The Enterprise Finance Guarantee (EFG) scheme has published its lending figures, which show that SMEs secured bank loans worth GBP111m in the third quarter of 2013 under the scheme, the highest amount since 2010. Also, the value of EFG loans drawn by businesses this quarter was the highest since 2011 at GBP87m. Compared to the same quarter in 2012, the value of EFG loans offered increased by 15% from GBP96m.

According to the BIS, the EFG demand-led scheme has been brought under the British Business Bank, which is being set up by as a Government-owned economic development bank. It allows banks to lend to SMEs that would not normally receive credit. Under the scheme, banks are provided with a government guarantee for 75% of the loan value.

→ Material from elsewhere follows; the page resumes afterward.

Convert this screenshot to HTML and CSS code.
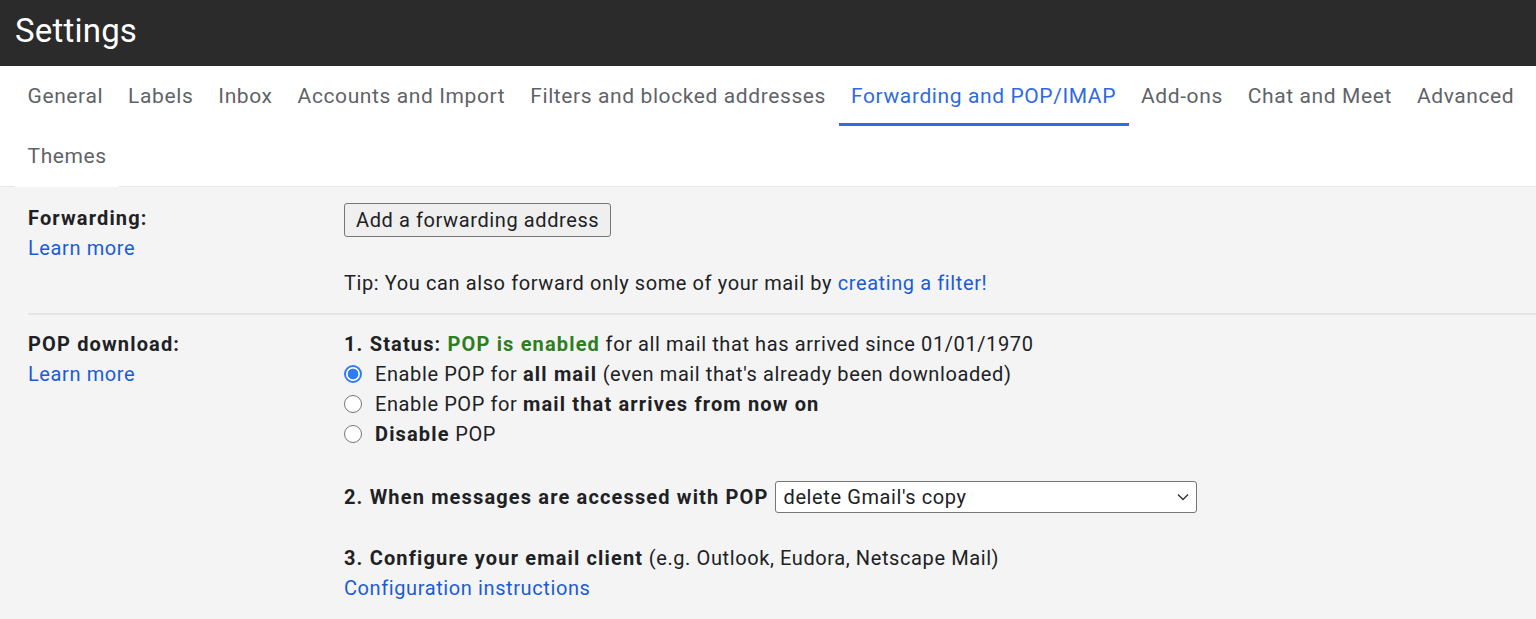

Over 13,400 SMEs have reportedly been offered EFG loans with a total value of nearly GBP1.4bn since May 2010.

The British Business Bank has confirmed the first GBP45m commitments from its GBP300m Investment Programme. Ron Emerson was recently appointed as the bank’s chair.

Supported lending through EFG is available through 42 finance providers in the UK, including all of the main high street banks. Barclays Bank has reportedly consistently offered increased EFG lending since 2012 and is said to have offered nearly twice as much in loans to businesses in the last quarter, compared to the same period in 2012.

Business Secretary Vince Cable stated: “Ensuring small businesses have access to the finance they need in order to grow and thrive remains a crucial issue. The EFG scheme is making a vital contribution and businesses needing finance should take heart that the banks seem to have upped their game.

“But there are long-standing problems with the finance markets which need addressing, and that is why I have created the British Business Bank. We need a much more competitive and diverse market, which businesses of all sizes can have confidence in and helps build a stronger economy.”